* _The request_: From the entries below, copy out every line with "Convert" in it.
>> START Materials provided
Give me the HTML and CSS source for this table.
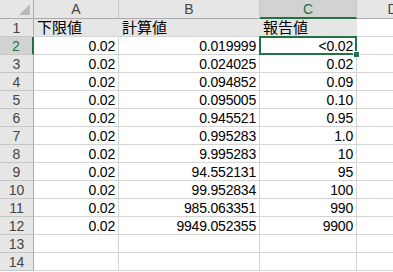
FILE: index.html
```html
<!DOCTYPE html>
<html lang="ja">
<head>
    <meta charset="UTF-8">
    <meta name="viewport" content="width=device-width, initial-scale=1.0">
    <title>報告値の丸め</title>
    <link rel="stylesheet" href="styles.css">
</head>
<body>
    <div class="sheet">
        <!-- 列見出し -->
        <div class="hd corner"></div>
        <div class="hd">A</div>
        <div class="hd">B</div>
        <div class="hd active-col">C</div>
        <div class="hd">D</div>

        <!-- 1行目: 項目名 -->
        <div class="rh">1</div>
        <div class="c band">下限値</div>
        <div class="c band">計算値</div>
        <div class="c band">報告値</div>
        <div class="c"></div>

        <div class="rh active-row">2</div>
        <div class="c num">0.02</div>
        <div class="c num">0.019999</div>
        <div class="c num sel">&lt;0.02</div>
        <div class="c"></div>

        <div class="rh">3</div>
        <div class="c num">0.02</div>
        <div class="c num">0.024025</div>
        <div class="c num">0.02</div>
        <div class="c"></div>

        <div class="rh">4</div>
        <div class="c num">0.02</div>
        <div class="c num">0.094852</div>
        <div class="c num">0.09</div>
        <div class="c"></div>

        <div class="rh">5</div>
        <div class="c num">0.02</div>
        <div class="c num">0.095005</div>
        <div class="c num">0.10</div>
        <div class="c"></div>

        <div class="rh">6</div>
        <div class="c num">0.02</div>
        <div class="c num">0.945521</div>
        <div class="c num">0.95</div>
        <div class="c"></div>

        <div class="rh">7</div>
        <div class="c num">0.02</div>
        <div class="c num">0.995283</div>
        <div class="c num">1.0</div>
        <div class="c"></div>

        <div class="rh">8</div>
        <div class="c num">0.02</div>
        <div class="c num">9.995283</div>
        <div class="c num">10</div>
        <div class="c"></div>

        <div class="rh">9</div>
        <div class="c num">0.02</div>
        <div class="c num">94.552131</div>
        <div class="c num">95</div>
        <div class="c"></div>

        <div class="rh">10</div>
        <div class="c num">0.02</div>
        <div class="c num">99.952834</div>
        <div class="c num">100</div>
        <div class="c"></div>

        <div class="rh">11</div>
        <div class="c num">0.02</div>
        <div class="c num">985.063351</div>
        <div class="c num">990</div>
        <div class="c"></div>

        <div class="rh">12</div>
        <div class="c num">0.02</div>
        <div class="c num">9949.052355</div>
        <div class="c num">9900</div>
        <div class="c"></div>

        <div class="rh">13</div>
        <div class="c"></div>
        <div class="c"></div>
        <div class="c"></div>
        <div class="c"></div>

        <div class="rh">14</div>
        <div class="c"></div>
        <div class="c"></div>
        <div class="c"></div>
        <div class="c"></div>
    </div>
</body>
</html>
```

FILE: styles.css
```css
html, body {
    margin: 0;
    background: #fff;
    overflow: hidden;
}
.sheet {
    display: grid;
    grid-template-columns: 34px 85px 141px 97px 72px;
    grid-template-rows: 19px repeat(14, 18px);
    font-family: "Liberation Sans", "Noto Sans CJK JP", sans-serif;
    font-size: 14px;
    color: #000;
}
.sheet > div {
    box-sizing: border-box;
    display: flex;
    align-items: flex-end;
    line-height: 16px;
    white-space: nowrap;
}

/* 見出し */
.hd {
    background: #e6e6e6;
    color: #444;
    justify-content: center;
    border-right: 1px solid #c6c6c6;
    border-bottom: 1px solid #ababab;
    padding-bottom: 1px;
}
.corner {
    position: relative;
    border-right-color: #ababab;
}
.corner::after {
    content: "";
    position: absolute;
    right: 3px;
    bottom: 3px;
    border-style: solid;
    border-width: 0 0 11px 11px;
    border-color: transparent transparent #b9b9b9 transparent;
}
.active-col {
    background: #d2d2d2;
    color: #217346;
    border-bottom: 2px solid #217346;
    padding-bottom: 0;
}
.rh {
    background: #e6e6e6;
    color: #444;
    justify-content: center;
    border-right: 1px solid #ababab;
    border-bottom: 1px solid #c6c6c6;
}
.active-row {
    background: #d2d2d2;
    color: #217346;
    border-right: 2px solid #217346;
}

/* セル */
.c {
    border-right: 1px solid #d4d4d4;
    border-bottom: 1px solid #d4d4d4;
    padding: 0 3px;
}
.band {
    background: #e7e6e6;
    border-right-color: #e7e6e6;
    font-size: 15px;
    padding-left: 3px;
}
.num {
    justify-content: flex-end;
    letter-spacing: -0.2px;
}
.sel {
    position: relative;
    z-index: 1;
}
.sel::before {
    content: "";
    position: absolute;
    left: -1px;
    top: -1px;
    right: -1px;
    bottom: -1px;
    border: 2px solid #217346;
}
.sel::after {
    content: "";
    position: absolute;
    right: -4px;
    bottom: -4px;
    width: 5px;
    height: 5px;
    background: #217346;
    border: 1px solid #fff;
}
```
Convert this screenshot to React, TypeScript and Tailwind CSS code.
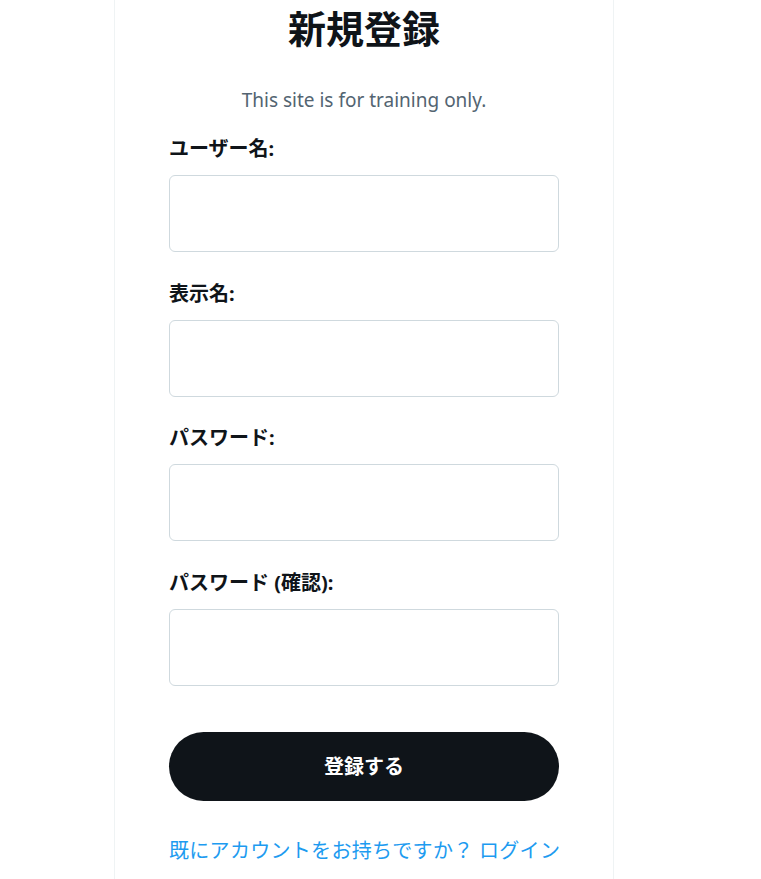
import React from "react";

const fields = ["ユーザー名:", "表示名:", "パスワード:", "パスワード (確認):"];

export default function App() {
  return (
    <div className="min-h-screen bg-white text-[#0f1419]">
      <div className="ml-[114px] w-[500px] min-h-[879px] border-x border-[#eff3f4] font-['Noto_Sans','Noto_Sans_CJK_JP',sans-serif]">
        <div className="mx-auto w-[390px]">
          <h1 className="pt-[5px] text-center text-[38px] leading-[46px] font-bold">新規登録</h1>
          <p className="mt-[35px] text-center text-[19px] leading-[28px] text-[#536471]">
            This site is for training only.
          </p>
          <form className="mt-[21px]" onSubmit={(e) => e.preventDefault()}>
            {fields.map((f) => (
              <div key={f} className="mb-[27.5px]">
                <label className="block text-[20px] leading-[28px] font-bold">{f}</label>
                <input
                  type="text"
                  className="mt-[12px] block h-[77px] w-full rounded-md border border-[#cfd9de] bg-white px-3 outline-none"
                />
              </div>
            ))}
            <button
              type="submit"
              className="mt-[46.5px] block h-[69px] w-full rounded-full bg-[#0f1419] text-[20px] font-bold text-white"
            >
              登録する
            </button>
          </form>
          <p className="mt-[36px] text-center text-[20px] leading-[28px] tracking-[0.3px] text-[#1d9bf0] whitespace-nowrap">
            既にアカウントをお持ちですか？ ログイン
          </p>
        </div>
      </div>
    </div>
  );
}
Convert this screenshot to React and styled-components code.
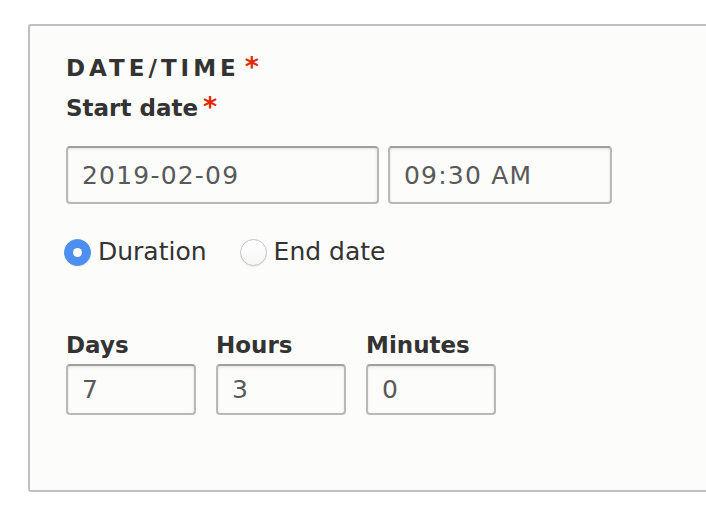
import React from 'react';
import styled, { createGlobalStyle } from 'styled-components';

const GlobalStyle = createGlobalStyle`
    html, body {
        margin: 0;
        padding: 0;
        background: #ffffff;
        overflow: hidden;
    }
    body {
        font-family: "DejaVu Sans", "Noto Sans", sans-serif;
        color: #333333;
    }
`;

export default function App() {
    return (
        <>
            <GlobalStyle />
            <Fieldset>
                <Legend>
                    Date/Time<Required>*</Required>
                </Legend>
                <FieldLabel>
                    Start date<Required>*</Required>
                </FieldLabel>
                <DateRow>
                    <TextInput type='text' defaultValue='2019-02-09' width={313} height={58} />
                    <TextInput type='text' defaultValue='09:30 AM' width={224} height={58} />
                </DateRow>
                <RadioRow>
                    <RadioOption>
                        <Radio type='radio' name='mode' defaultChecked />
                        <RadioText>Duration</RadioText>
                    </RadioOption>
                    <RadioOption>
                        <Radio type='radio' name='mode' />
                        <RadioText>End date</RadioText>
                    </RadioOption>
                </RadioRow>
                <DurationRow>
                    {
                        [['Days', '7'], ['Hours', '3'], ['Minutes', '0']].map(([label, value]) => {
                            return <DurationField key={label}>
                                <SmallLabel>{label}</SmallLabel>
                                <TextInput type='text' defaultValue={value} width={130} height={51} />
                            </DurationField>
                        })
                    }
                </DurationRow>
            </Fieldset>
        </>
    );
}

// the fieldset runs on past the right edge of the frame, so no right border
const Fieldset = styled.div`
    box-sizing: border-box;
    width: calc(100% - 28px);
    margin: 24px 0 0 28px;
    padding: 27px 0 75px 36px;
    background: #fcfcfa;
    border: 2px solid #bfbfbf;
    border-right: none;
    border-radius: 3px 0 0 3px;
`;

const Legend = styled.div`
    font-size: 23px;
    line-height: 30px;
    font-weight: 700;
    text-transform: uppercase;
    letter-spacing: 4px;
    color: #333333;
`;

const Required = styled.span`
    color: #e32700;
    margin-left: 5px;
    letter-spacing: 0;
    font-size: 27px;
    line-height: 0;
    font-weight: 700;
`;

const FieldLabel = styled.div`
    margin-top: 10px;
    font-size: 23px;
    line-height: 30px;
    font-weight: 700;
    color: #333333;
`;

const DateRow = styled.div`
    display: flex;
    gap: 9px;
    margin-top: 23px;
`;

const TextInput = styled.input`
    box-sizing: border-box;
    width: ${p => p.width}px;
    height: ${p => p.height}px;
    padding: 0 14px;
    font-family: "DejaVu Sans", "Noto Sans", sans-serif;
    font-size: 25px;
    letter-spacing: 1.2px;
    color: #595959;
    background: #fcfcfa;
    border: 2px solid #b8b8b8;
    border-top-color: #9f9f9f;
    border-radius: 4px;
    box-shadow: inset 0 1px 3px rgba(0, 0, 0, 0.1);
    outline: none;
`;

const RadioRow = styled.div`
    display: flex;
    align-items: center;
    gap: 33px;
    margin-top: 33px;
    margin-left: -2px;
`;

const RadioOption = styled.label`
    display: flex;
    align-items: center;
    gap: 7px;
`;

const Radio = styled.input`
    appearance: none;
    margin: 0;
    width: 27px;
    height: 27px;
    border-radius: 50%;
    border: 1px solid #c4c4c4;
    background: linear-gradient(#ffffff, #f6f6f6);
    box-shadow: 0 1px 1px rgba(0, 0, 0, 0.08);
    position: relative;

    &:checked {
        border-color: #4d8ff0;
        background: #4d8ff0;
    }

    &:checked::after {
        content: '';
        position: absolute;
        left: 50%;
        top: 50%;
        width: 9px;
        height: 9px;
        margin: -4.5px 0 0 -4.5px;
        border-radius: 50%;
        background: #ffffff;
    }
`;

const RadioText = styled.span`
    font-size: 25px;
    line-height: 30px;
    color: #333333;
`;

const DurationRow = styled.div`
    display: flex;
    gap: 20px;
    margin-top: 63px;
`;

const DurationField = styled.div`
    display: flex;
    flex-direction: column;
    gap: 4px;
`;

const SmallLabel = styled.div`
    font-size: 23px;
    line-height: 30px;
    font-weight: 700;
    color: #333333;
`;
>> END Materials provided
* _Answer to this problem_:
Convert this screenshot to React, TypeScript and Tailwind CSS code.
Convert this screenshot to React and styled-components code.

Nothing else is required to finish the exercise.